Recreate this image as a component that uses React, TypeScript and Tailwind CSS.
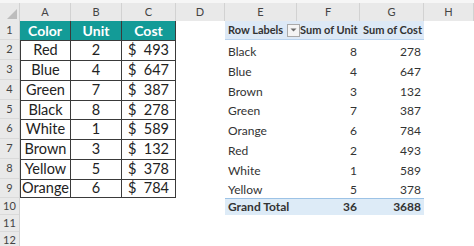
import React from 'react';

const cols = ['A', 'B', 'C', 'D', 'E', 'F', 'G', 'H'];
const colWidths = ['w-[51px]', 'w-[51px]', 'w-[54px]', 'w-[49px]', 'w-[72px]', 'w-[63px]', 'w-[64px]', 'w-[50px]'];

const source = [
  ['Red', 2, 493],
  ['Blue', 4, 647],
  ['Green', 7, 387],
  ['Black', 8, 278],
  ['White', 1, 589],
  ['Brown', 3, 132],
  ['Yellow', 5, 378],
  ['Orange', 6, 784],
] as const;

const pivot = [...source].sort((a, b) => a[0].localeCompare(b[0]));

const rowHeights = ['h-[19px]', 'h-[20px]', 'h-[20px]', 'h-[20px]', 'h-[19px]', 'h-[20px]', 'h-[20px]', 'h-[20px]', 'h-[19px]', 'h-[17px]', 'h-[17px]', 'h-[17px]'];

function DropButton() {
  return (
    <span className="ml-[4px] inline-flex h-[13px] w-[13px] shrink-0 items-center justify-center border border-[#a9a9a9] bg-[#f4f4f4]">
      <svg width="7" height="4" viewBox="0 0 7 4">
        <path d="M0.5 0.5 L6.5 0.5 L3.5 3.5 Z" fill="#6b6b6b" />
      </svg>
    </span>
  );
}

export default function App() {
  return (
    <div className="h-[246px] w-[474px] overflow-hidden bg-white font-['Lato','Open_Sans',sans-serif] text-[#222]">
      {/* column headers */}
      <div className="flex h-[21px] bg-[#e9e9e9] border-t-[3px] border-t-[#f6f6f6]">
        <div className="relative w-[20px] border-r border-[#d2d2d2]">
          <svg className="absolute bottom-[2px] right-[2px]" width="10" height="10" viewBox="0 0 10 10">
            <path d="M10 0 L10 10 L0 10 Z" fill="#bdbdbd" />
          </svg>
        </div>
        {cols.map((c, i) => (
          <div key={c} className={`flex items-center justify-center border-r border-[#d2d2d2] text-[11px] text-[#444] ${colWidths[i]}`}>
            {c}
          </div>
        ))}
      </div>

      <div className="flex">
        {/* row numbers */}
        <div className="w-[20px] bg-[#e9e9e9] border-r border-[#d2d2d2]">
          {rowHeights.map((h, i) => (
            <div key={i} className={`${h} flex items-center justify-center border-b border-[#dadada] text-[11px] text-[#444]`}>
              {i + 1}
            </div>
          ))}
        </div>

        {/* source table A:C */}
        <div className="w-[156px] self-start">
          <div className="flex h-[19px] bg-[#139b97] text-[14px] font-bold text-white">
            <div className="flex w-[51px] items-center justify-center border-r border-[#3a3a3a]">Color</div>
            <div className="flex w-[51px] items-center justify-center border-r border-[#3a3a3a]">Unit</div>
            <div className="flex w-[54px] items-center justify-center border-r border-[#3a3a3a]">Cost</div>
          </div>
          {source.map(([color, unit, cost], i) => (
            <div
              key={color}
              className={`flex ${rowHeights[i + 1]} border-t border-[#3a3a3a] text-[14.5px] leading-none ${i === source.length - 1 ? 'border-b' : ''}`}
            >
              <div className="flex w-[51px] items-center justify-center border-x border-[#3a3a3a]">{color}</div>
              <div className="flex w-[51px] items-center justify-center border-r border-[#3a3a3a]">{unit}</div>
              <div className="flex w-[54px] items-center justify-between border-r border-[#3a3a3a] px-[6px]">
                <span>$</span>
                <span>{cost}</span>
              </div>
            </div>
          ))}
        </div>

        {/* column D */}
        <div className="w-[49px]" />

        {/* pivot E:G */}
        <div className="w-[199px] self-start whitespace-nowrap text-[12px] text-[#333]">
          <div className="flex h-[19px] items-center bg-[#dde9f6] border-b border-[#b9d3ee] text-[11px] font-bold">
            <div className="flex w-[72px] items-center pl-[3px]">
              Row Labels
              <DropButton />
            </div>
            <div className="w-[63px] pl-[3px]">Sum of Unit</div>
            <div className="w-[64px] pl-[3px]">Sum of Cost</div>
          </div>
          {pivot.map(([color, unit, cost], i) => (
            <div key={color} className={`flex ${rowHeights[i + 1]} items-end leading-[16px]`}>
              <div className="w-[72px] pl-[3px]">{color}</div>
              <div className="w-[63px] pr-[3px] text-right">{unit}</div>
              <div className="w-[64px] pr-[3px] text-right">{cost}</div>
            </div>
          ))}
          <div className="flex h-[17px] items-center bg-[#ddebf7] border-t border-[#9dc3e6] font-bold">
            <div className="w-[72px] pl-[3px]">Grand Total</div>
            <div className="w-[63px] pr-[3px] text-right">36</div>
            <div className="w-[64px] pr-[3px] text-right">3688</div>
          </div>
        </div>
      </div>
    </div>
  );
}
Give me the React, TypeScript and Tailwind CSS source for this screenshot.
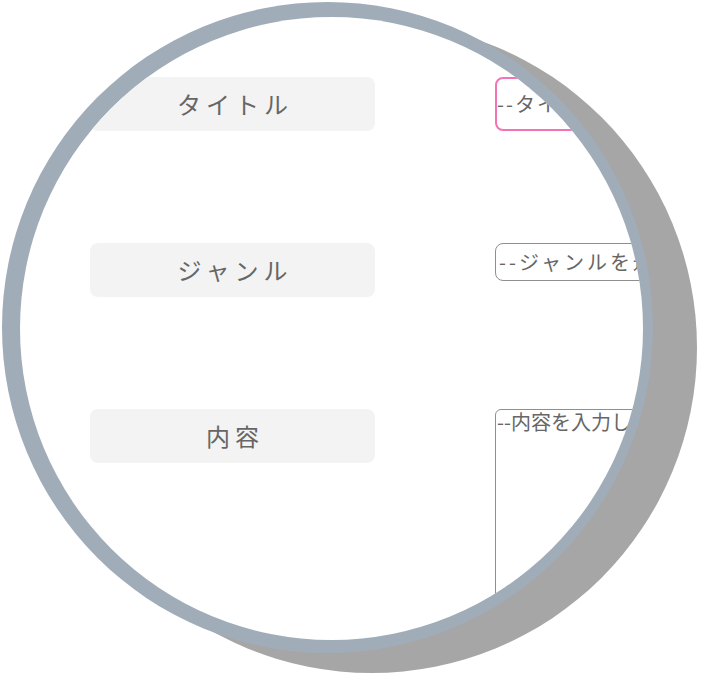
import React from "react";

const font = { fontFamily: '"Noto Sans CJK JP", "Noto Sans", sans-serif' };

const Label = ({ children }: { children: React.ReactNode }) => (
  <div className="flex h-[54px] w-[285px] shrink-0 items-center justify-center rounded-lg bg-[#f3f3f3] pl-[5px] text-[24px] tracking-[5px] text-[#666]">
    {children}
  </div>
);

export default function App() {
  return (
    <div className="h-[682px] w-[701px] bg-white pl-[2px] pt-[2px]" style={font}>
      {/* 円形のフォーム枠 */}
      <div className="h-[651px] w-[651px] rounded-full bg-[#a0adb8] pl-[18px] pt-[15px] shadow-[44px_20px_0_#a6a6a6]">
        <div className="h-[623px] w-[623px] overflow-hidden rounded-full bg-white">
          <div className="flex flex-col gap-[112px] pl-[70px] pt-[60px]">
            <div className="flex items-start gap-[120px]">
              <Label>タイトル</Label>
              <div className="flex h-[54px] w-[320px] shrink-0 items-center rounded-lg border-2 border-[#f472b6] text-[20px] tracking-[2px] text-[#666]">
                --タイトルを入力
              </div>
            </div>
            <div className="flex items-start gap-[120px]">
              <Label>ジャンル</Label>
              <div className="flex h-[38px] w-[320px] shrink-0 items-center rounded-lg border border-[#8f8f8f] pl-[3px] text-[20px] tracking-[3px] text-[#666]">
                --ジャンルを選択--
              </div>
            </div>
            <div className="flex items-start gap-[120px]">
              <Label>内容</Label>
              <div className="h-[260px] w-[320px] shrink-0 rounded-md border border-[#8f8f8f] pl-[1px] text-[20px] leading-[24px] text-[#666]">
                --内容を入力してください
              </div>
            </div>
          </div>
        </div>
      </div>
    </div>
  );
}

=======

:: Written request ::
The records above must be printed exactly; the pictures stay out.

:: Exercise solution ::
Recreate this image as a component that uses React, TypeScript and Tailwind CSS.
import React from 'react';

const cols = ['A', 'B', 'C', 'D', 'E', 'F', 'G', 'H'];
const colWidths = ['w-[51px]', 'w-[51px]', 'w-[54px]', 'w-[49px]', 'w-[72px]', 'w-[63px]', 'w-[64px]', 'w-[50px]'];

const source = [
  ['Red', 2, 493],
  ['Blue', 4, 647],
  ['Green', 7, 387],
  ['Black', 8, 278],
  ['White', 1, 589],
  ['Brown', 3, 132],
  ['Yellow', 5, 378],
  ['Orange', 6, 784],
] as const;

const pivot = [...source].sort((a, b) => a[0].localeCompare(b[0]));

const rowHeights = ['h-[19px]', 'h-[20px]', 'h-[20px]', 'h-[20px]', 'h-[19px]', 'h-[20px]', 'h-[20px]', 'h-[20px]', 'h-[19px]', 'h-[17px]', 'h-[17px]', 'h-[17px]'];

function DropButton() {
  return (
    <span className="ml-[4px] inline-flex h-[13px] w-[13px] shrink-0 items-center justify-center border border-[#a9a9a9] bg-[#f4f4f4]">
      <svg width="7" height="4" viewBox="0 0 7 4">
        <path d="M0.5 0.5 L6.5 0.5 L3.5 3.5 Z" fill="#6b6b6b" />
      </svg>
    </span>
  );
}

export default function App() {
  return (
    <div className="h-[246px] w-[474px] overflow-hidden bg-white font-['Lato','Open_Sans',sans-serif] text-[#222]">
      {/* column headers */}
      <div className="flex h-[21px] bg-[#e9e9e9] border-t-[3px] border-t-[#f6f6f6]">
        <div className="relative w-[20px] border-r border-[#d2d2d2]">
          <svg className="absolute bottom-[2px] right-[2px]" width="10" height="10" viewBox="0 0 10 10">
            <path d="M10 0 L10 10 L0 10 Z" fill="#bdbdbd" />
          </svg>
        </div>
        {cols.map((c, i) => (
          <div key={c} className={`flex items-center justify-center border-r border-[#d2d2d2] text-[11px] text-[#444] ${colWidths[i]}`}>
            {c}
          </div>
        ))}
      </div>

      <div className="flex">
        {/* row numbers */}
        <div className="w-[20px] bg-[#e9e9e9] border-r border-[#d2d2d2]">
          {rowHeights.map((h, i) => (
            <div key={i} className={`${h} flex items-center justify-center border-b border-[#dadada] text-[11px] text-[#444]`}>
              {i + 1}
            </div>
          ))}
        </div>

        {/* source table A:C */}
        <div className="w-[156px] self-start">
          <div className="flex h-[19px] bg-[#139b97] text-[14px] font-bold text-white">
            <div className="flex w-[51px] items-center justify-center border-r border-[#3a3a3a]">Color</div>
            <div className="flex w-[51px] items-center justify-center border-r border-[#3a3a3a]">Unit</div>
            <div className="flex w-[54px] items-center justify-center border-r border-[#3a3a3a]">Cost</div>
          </div>
          {source.map(([color, unit, cost], i) => (
            <div
              key={color}
              className={`flex ${rowHeights[i + 1]} border-t border-[#3a3a3a] text-[14.5px] leading-none ${i === source.length - 1 ? 'border-b' : ''}`}
            >
              <div className="flex w-[51px] items-center justify-center border-x border-[#3a3a3a]">{color}</div>
              <div className="flex w-[51px] items-center justify-center border-r border-[#3a3a3a]">{unit}</div>
              <div className="flex w-[54px] items-center justify-between border-r border-[#3a3a3a] px-[6px]">
                <span>$</span>
                <span>{cost}</span>
              </div>
            </div>
          ))}
        </div>

        {/* column D */}
        <div className="w-[49px]" />

        {/* pivot E:G */}
        <div className="w-[199px] self-start whitespace-nowrap text-[12px] text-[#333]">
          <div className="flex h-[19px] items-center bg-[#dde9f6] border-b border-[#b9d3ee] text-[11px] font-bold">
            <div className="flex w-[72px] items-center pl-[3px]">
              Row Labels
              <DropButton />
            </div>
            <div className="w-[63px] pl-[3px]">Sum of Unit</div>
            <div className="w-[64px] pl-[3px]">Sum of Cost</div>
          </div>
          {pivot.map(([color, unit, cost], i) => (
            <div key={color} className={`flex ${rowHeights[i + 1]} items-end leading-[16px]`}>
              <div className="w-[72px] pl-[3px]">{color}</div>
              <div className="w-[63px] pr-[3px] text-right">{unit}</div>
              <div className="w-[64px] pr-[3px] text-right">{cost}</div>
            </div>
          ))}
          <div className="flex h-[17px] items-center bg-[#ddebf7] border-t border-[#9dc3e6] font-bold">
            <div className="w-[72px] pl-[3px]">Grand Total</div>
            <div className="w-[63px] pr-[3px] text-right">36</div>
            <div className="w-[64px] pr-[3px] text-right">3688</div>
          </div>
        </div>
      </div>
    </div>
  );
}
Give me the React, TypeScript and Tailwind CSS source for this screenshot.
import React from "react";

const font = { fontFamily: '"Noto Sans CJK JP", "Noto Sans", sans-serif' };

const Label = ({ children }: { children: React.ReactNode }) => (
  <div className="flex h-[54px] w-[285px] shrink-0 items-center justify-center rounded-lg bg-[#f3f3f3] pl-[5px] text-[24px] tracking-[5px] text-[#666]">
    {children}
  </div>
);

export default function App() {
  return (
    <div className="h-[682px] w-[701px] bg-white pl-[2px] pt-[2px]" style={font}>
      {/* 円形のフォーム枠 */}
      <div className="h-[651px] w-[651px] rounded-full bg-[#a0adb8] pl-[18px] pt-[15px] shadow-[44px_20px_0_#a6a6a6]">
        <div className="h-[623px] w-[623px] overflow-hidden rounded-full bg-white">
          <div className="flex flex-col gap-[112px] pl-[70px] pt-[60px]">
            <div className="flex items-start gap-[120px]">
              <Label>タイトル</Label>
              <div className="flex h-[54px] w-[320px] shrink-0 items-center rounded-lg border-2 border-[#f472b6] text-[20px] tracking-[2px] text-[#666]">
                --タイトルを入力
              </div>
            </div>
            <div className="flex items-start gap-[120px]">
              <Label>ジャンル</Label>
              <div className="flex h-[38px] w-[320px] shrink-0 items-center rounded-lg border border-[#8f8f8f] pl-[3px] text-[20px] tracking-[3px] text-[#666]">
                --ジャンルを選択--
              </div>
            </div>
            <div className="flex items-start gap-[120px]">
              <Label>内容</Label>
              <div className="h-[260px] w-[320px] shrink-0 rounded-md border border-[#8f8f8f] pl-[1px] text-[20px] leading-[24px] text-[#666]">
                --内容を入力してください
              </div>
            </div>
          </div>
        </div>
      </div>
    </div>
  );
}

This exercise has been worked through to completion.